Townsend, set to name his final squad on 3 September, confirmed that all three players are likely to miss this week’s trip to Tbilisi, where Scotland will become the first tier-one nation to play in Georgia next Saturday, before facing the same opponents at Murrayfield in their final warm-up Test.

While the head coach took heart from an improved defensive display, as in Nice they conceded a try inside two minutes. Peter Horne, with the French defence up fast, threw a terrible pass that was picked off by Penaud, who raced home from halfway untouched.

Thomas Ramos converted for an early 7-0 lead, but Greig Laidlaw, returning to the side as captain, got Scotland on the board with a penalty in the fifth minute.

Thomson’s first major contribution was a thumping hit on halfway that led to a turnover, only for Scotland to waste Maitland’s break down the left when Ryan Wilson was penalised for going off his feet.

That aside, Wilson surely laid claim to one of the likely five back-row spots in the World Cup squad with a combative display, Hamish Watson’s return at openside also galvanising the Scots. Of the other World Cup hopefuls, Skinner showed up well until his untimely injury, and second-row partner Scott Cummings grafted hard on his first Test start. In midfield, Horne recovered well from his early lapse and Harris capped a solid outing with a well-taken try. Whether it is enough to edge him ahead of Huw Jones remains to be seen.

Ryan Wilson of Scotland takes the ball from a line-out. Photograph: Mark Runnacles/Getty Images

The second French try was again soft from a Scottish perspective. Centre Sofiane Guitoune motored through a yawning gap before feeding Penaud on the right flank for an easy run-in.

Props Willem Nel and Gordon Reid brought stability to the scrum though and Scotland got they fillip they needed just before half-time. Blair Kinghorn, on as a replacement for Seymour, snaffled a long pass intended for Penaud in the French 22. Harris kept it alive, and swift recycling saw Finn Russell put Maitland over in the left corner.

Laidlaw added a majestic touchline conversion to give the half-time score a far healthier sheen from a home perspective.

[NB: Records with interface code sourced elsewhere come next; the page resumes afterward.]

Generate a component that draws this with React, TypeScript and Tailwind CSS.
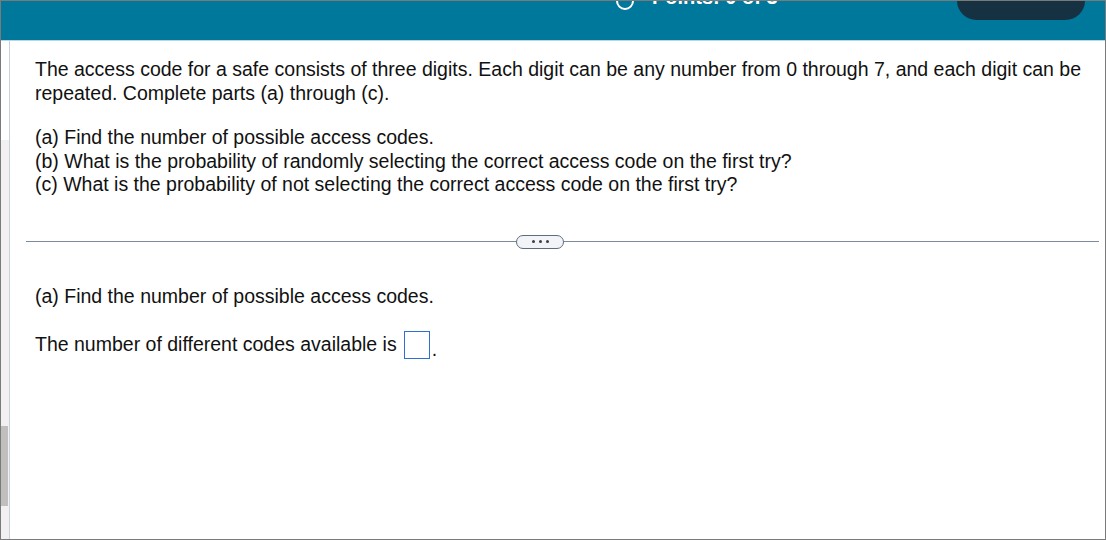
import React from "react";

export default function App() {
  const font = { fontFamily: '"Liberation Sans", Arial, sans-serif' };
  return (
    <div className="w-[1106px] h-[540px] overflow-hidden bg-white" style={font}>
      <div className="w-full h-full border border-[#7a7a7a] flex flex-col">
        {/* header */}
        <div className="relative h-[40px] shrink-0 bg-[#00789b] overflow-hidden border-b border-[#b9d6e4]">
          <div className="absolute left-[615px] top-[-9px] w-[18px] h-[18px] rounded-full border-2 border-white" />
          <div className="absolute left-[651px] top-[-14px] text-white text-[20px] font-bold leading-[20px] whitespace-nowrap">
            Points: 0 of 3
          </div>
          <div className="absolute left-[956px] top-[-20px] w-[128px] h-[39px] rounded-[20px] bg-[#163142]" />
        </div>
        <div className="flex flex-1 min-h-0">
          {/* left scroll strip */}
          <div className="w-[9px] shrink-0 flex flex-col border-r border-[#c9d1e0]">
            <div className="h-[99px] bg-white" />
            <div className="flex-1 bg-[#f2f0f0] flex flex-col">
              <div className="h-[286px]" />
              <div className="h-[80px] w-[7px] bg-[#c1bebe]" />
            </div>
          </div>
          {/* content */}
          <div className="flex-1 min-w-0 text-[19.5px] leading-[23.5px] text-[#111111]">
            <div className="pl-[25px] pr-[12px] pt-[17px]">
              <p>
                The access code for a safe consists of three digits. Each digit can be any number from 0 through 7, and each digit can be repeated. Complete parts (a) through (c).
              </p>
              <p className="mt-[21px]">(a) Find the number of possible access codes.</p>
              <p>(b) What is the probability of randomly selecting the correct access code on the first try?</p>
              <p>(c) What is the probability of not selecting the correct access code on the first try?</p>
            </div>
            <div className="mt-[38px] ml-[16px] mr-[6px] flex items-center">
              <div className="w-[490px] h-px bg-[#7d8a9c]" />
              <div className="w-[48px] h-[14px] rounded-full border border-[#5d6c82] bg-[#f2f4f7] flex items-center justify-center gap-[4px]">
                <span className="w-[3px] h-[3px] rounded-full bg-[#3a3f47]" />
                <span className="w-[3px] h-[3px] rounded-full bg-[#3a3f47]" />
                <span className="w-[3px] h-[3px] rounded-full bg-[#3a3f47]" />
              </div>
              <div className="flex-1 h-px bg-[#7d8a9c]" />
            </div>
            <div className="pl-[25px] pt-[36px]">
              <p>(a) Find the number of possible access codes.</p>
              <div className="mt-[23px] flex items-center">
                <span>The number of different codes available is</span>
                <span className="ml-[7px] w-[26px] h-[28px] border border-[#2f6fd3] bg-white inline-block" />
                <span className="ml-[2px] self-end leading-[20px]">.</span>
              </div>
            </div>
          </div>
        </div>
      </div>
    </div>
  );
}
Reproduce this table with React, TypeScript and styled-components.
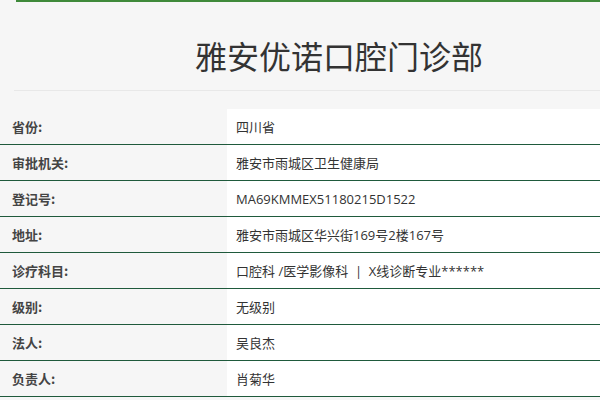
import React from "react";
import styled, { createGlobalStyle } from "styled-components";

const Global = createGlobalStyle`
  html, body { margin: 0; padding: 0; background: #f6f6f6; }
  body { font-family: "Microsoft YaHei", "Open Sans", "Noto Sans CJK SC", sans-serif; color: #333; }
`;

const Page = styled.div`
  width: 600px;
  height: 400px;
  overflow: hidden;
  background: #f6f6f6;
  display: flex;
  flex-direction: column;
`;

const TopBar = styled.div`
  height: 2px;
  margin-left: 16px;
  background: #3f8a3a;
`;

const Header = styled.div`
  height: 88px;
  margin-left: 14px;
  padding-left: 64px;
  border-bottom: 1px solid #e8e8e8;
  display: flex;
  align-items: center;
  justify-content: center;
`;

const Title = styled.h1`
  margin: 0;
  padding-top: 18px;
  font-size: 32px;
  font-weight: 400;
  color: #333;
  font-family: "Microsoft YaHei", "Noto Sans CJK SC", sans-serif;
`;

const Table = styled.div`
  margin-top: 18px;
  display: flex;
  flex-direction: column;
`;

const Row = styled.div`
  display: grid;
  grid-template-columns: 227px 1fr;
  height: 35px;
  border-bottom: 1px solid #1f5a3c;
`;

const Label = styled.div`
  display: flex;
  align-items: center;
  padding-left: 12px;
  font-size: 13px;
  font-weight: 700;
  color: #444;
  font-family: "Microsoft YaHei", "Noto Sans CJK SC", sans-serif;
`;

const Value = styled.div`
  display: flex;
  align-items: center;
  padding-left: 9px;
  background: #fff;
  font-size: 13px;
  color: #333;
  font-family: "Open Sans", "Noto Sans CJK SC", sans-serif;
  white-space: pre;
`;

const rows: [string, string][] = [
  ["省份:", "四川省"],
  ["审批机关:", "雅安市雨城区卫生健康局"],
  ["登记号:", "MA69KMMEX51180215D1522"],
  ["地址:", "雅安市雨城区华兴街169号2楼167号"],
  ["诊疗科目:", "口腔科 /医学影像科  |  X线诊断专业******"],
  ["级别:", "无级别"],
  ["法人:", "吴良杰"],
  ["负责人:", "肖菊华"],
];

export default function App() {
  return (
    <Page>
      <Global />
      <TopBar />
      <Header>
        <Title>雅安优诺口腔门诊部</Title>
      </Header>
      <Table>
        {rows.map(([k, v]) => (
          <Row key={k}>
            <Label>{k}</Label>
            <Value>{v}</Value>
          </Row>
        ))}
      </Table>
    </Page>
  );
}
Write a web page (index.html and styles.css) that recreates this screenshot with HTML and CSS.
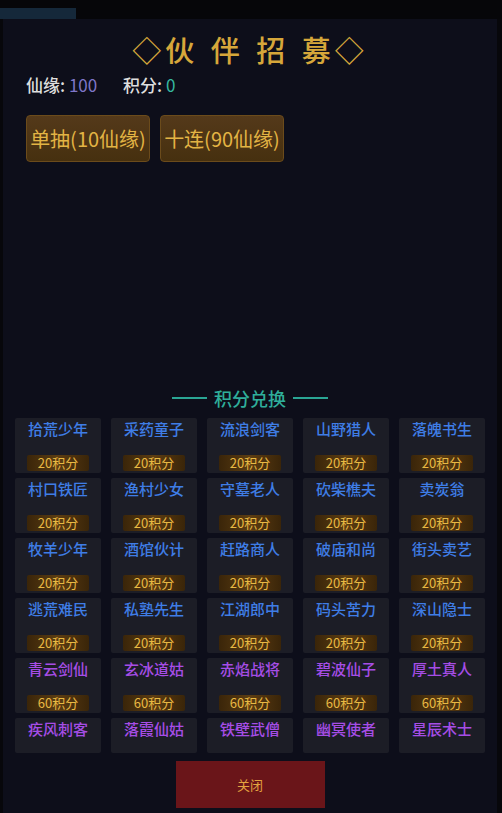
FILE: index.html
```html
<!DOCTYPE html>
<html lang="zh">
<head>
<meta charset="utf-8">
<title>伙伴招募</title>
<link rel="stylesheet" href="styles.css">
</head>
<body>
<div class="topbar"><div class="tab"></div></div>
<div class="panel">
  <h1 class="title">◇伙 伴 招 募◇</h1>
  <div class="stats">
    <span class="label">仙缘:</span> <span class="xy">100</span>
    <span class="label gap">积分:</span> <span class="jf">0</span>
  </div>
  <div class="actions">
    <button class="draw">单抽(10仙缘)</button>
    <button class="draw">十连(90仙缘)</button>
  </div>
  <div class="section-head"><span class="line"></span><span class="head-text">积分兑换</span><span class="line"></span></div>
  <div class="grid">
    <div class="card"><div class="name blue">拾荒少年</div><div class="cost">20积分</div></div>
    <div class="card"><div class="name blue">采药童子</div><div class="cost">20积分</div></div>
    <div class="card"><div class="name blue">流浪剑客</div><div class="cost">20积分</div></div>
    <div class="card"><div class="name blue">山野猎人</div><div class="cost">20积分</div></div>
    <div class="card"><div class="name blue">落魄书生</div><div class="cost">20积分</div></div>

    <div class="card"><div class="name blue">村口铁匠</div><div class="cost">20积分</div></div>
    <div class="card"><div class="name blue">渔村少女</div><div class="cost">20积分</div></div>
    <div class="card"><div class="name blue">守墓老人</div><div class="cost">20积分</div></div>
    <div class="card"><div class="name blue">砍柴樵夫</div><div class="cost">20积分</div></div>
    <div class="card"><div class="name blue">卖炭翁</div><div class="cost">20积分</div></div>

    <div class="card"><div class="name blue">牧羊少年</div><div class="cost">20积分</div></div>
    <div class="card"><div class="name blue">酒馆伙计</div><div class="cost">20积分</div></div>
    <div class="card"><div class="name blue">赶路商人</div><div class="cost">20积分</div></div>
    <div class="card"><div class="name blue">破庙和尚</div><div class="cost">20积分</div></div>
    <div class="card"><div class="name blue">街头卖艺</div><div class="cost">20积分</div></div>

    <div class="card"><div class="name blue">逃荒难民</div><div class="cost">20积分</div></div>
    <div class="card"><div class="name blue">私塾先生</div><div class="cost">20积分</div></div>
    <div class="card"><div class="name blue">江湖郎中</div><div class="cost">20积分</div></div>
    <div class="card"><div class="name blue">码头苦力</div><div class="cost">20积分</div></div>
    <div class="card"><div class="name blue">深山隐士</div><div class="cost">20积分</div></div>

    <div class="card"><div class="name purple">青云剑仙</div><div class="cost">60积分</div></div>
    <div class="card"><div class="name purple">玄冰道姑</div><div class="cost">60积分</div></div>
    <div class="card"><div class="name purple">赤焰战将</div><div class="cost">60积分</div></div>
    <div class="card"><div class="name purple">碧波仙子</div><div class="cost">60积分</div></div>
    <div class="card"><div class="name purple">厚土真人</div><div class="cost">60积分</div></div>

    <div class="card"><div class="name purple">疾风刺客</div></div>
    <div class="card"><div class="name purple">落霞仙姑</div></div>
    <div class="card"><div class="name purple">铁壁武僧</div></div>
    <div class="card"><div class="name purple">幽冥使者</div></div>
    <div class="card"><div class="name purple">星辰术士</div></div>
  </div>
  <div class="footer"><button class="close">关闭</button></div>
</div>
</body>
</html>
```

FILE: styles.css
```css
* { box-sizing: border-box; }
html, body {
  margin: 0;
  padding: 0;
  background: #07070b;
  width: 502px;
  height: 813px;
  overflow: hidden;
  font-family: "Noto Sans CJK SC", "Noto Sans", sans-serif;
}
.topbar {
  height: 19px;
  padding-top: 8px;
  background: #060609;
}
.tab {
  width: 76px;
  height: 11px;
  background: #15283a;
}
.panel {
  margin: 0 5px 0 3px;
  height: 794px;
  background: #0d0e1a;
  padding: 12px 0 0 0;
  display: flex;
  flex-direction: column;
}
.title {
  margin: 0;
  text-align: center;
  font-size: 29px;
  line-height: 36px;
  font-weight: 500;
  color: #d6a73a;
  letter-spacing: 4px;
  word-spacing: 2px;
}
.stats {
  margin: 8px 0 0 23px;
  font-size: 17px;
  line-height: 20px;
  font-weight: 500;
  color: #dcdcdc;
}
.label { color: #dedede; }
.label.gap { margin-left: 22px; }
.xy { color: #7f76c8; font-weight: 400; }
.jf { color: #35b8a0; font-weight: 400; }
.actions {
  margin: 20px 0 0 23px;
  display: flex;
  gap: 10px;
}
.draw {
  width: 124px;
  height: 47px;
  padding: 0;
  border: 1px solid #6b4b1b;
  border-radius: 4px;
  background: linear-gradient(#54391a, #46300f);
  color: #e3b444;
  font-family: inherit;
  font-size: 20px;
  white-space: nowrap;
}
.section-head {
  margin-top: 225px;
  height: 22px;
  display: flex;
  align-items: center;
  justify-content: center;
  gap: 7px;
}
.line {
  width: 35px;
  height: 2px;
  background: #2aa594;
}
.head-text {
  font-size: 18px;
  line-height: 22px;
  font-weight: 500;
  color: #2fae9b;
}
.grid {
  margin: 9px 0 0 12px;
  width: 470px;
  display: grid;
  grid-template-columns: repeat(5, 86px);
  grid-template-rows: repeat(5, 55px) 35px;
  column-gap: 10px;
  row-gap: 5px;
}
.card {
  background: #1c1d26;
  border-radius: 2px;
  display: flex;
  flex-direction: column;
  align-items: center;
  padding-top: 2px;
}
.name {
  font-size: 15px;
  line-height: 18px;
  font-weight: 500;
}
.name.blue { color: #3f7de6; }
.name.purple { color: #a64de6; }
.cost {
  margin-top: 17px;
  width: 62px;
  height: 16px;
  border-radius: 2px;
  background: linear-gradient(90deg, #3a2509, #5c3d12 50%, #3a2509);
  color: #e9b943;
  font-size: 13px;
  line-height: 16px;
  text-align: center;
}
.footer {
  margin-top: 8px;
  display: flex;
  justify-content: center;
}
.close {
  width: 149px;
  height: 47px;
  border: none;
  padding: 0;
  background: #6a1519;
  color: #e3a440;
  font-family: inherit;
  font-size: 13px;
}
```
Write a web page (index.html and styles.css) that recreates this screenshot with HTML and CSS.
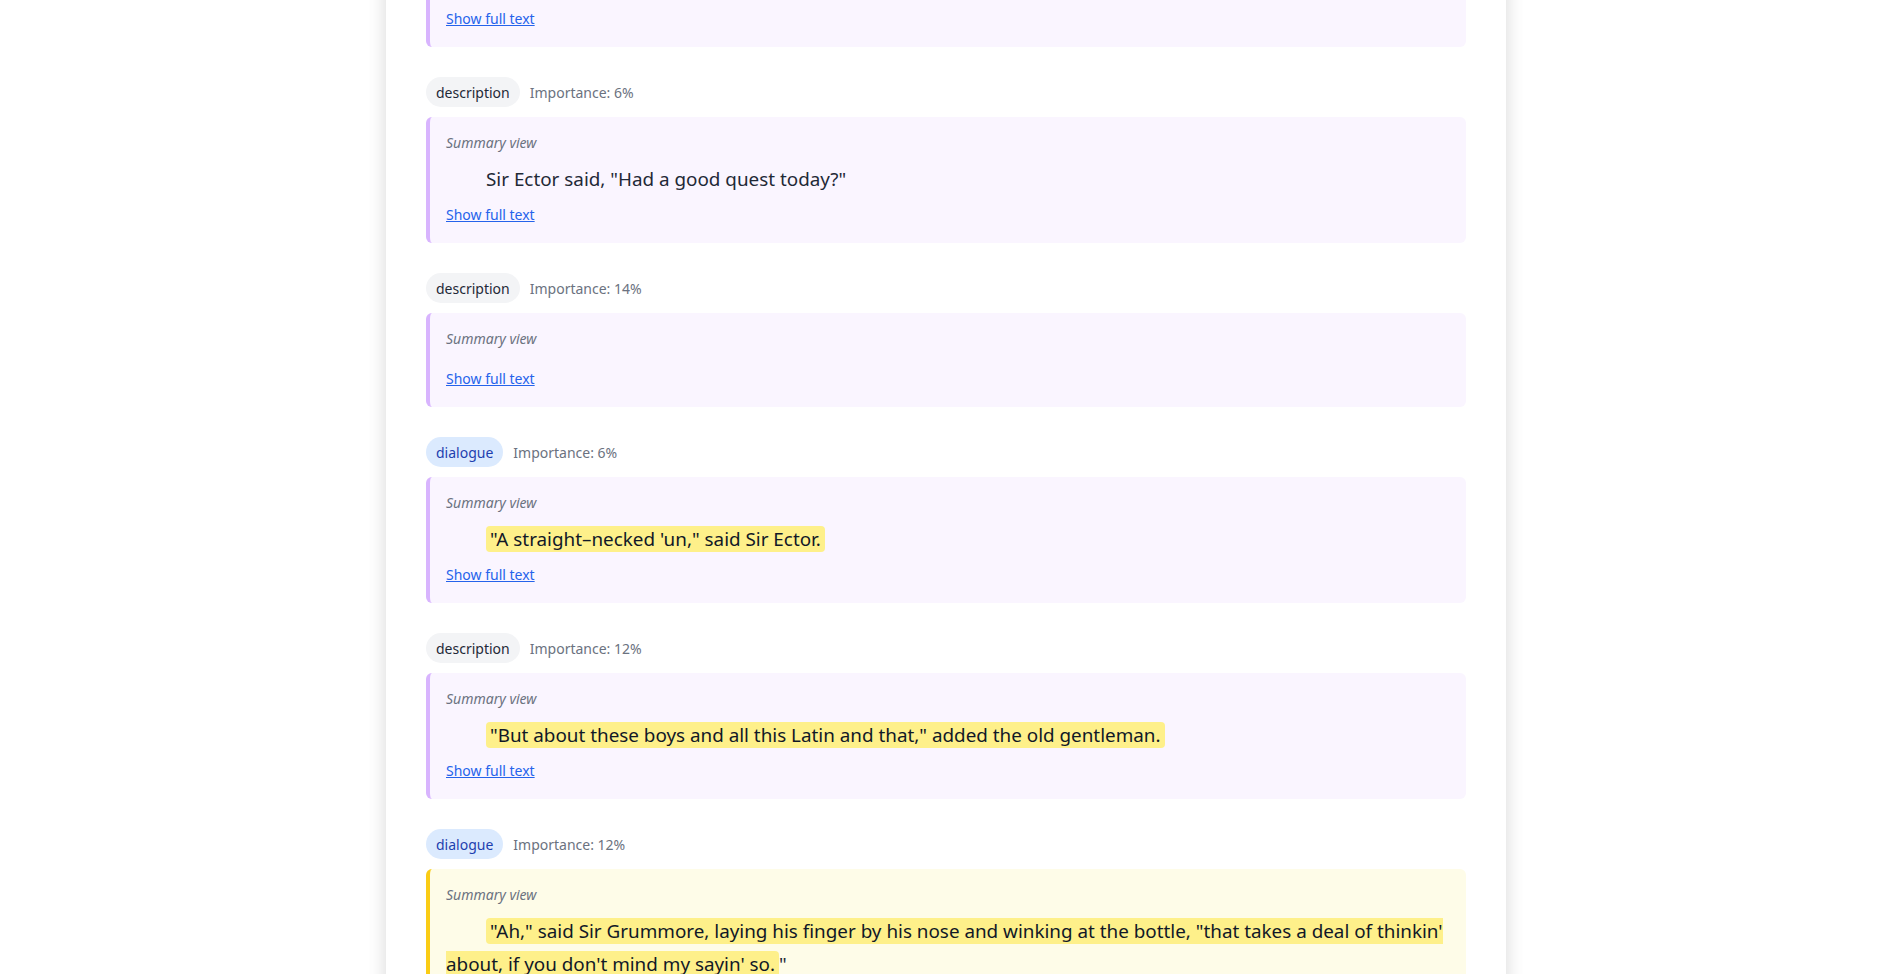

The hosts butchered a chance to take the lead on the resumption when Russell’s cross-kick found Kinghorn on the right flank but Stuart Hogg could not take his inside pass.

Scotland were ahead in the 58th minute, Wilson and Watson taking them to within a metre of the French line before Harris barrelled onto Laidlaw’s short pass to dive over at the posts.

Laidlaw’s conversion took Scotland 17-14 clear, and they might have had further tries, Hogg claiming his own kick ahead in a thrilling break before a knock-on killed the move.

“It was not a perfect performance clearly,” said Townsend. “But I was satisfied to see how the players found a way to win against a team that beat them comfortably a week ago.”